Professor Robert Cover famously described law as “the projection of an imagined future upon reality.” In this way law offers us an archive, a text that reveals the paths drawn between our present moment—however flawed—and the utopian future of those who imagined and co-created those laws. At its best, law offers a map bridging our present moment with an imagined destiny; a map sketched in the blood of generations of Native and other borderlands peoples as they resisted with their bodies and lives to build a less violent, less colonial world—law by law, treaty by treaty. Must we wipe these archives clean toward the aim of a utopian future? Can we truly envision Utopia and the path to that future without these archives?

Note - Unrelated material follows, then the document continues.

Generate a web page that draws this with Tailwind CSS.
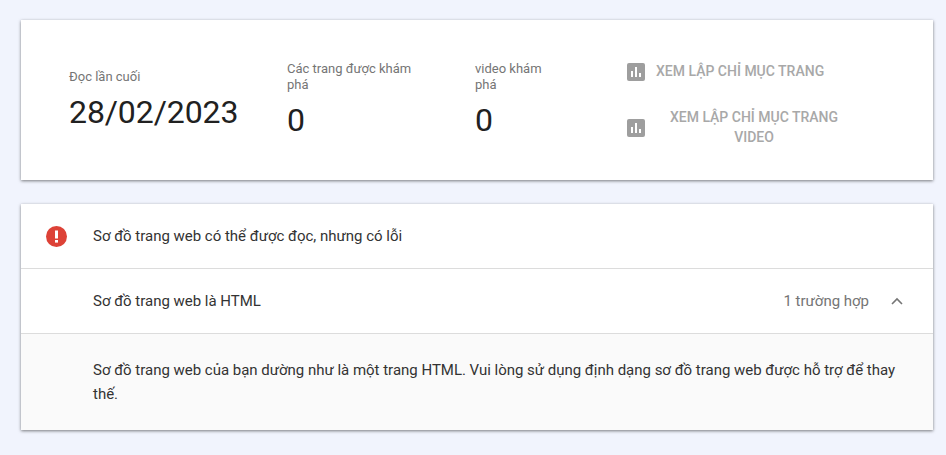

Consider, for instance, whether a bare appeal to “democracy,” without recourse to our specific constitutional history, will return the Black Hills (Pahá Sápa) to the proper care of their relatives. It is only by attending to this history (and law) that the Lakota have won federal recognition that the United States violated the Fort Laramie Treaty of 1868, and that the ongoing rejection by the Lakota of monetary compensation for their loss can be properly understood. Similarly, will “democracy” return our languages to our children and guide them toward proper relations and the good life? Will democratic socialism? Will equality? If so, why were these not the aims of colonized peoples all along? Perhaps there are deeper lessons in these laws, and the imagined futures they project, that we must learn before we can truly release ourselves from whatever binds us.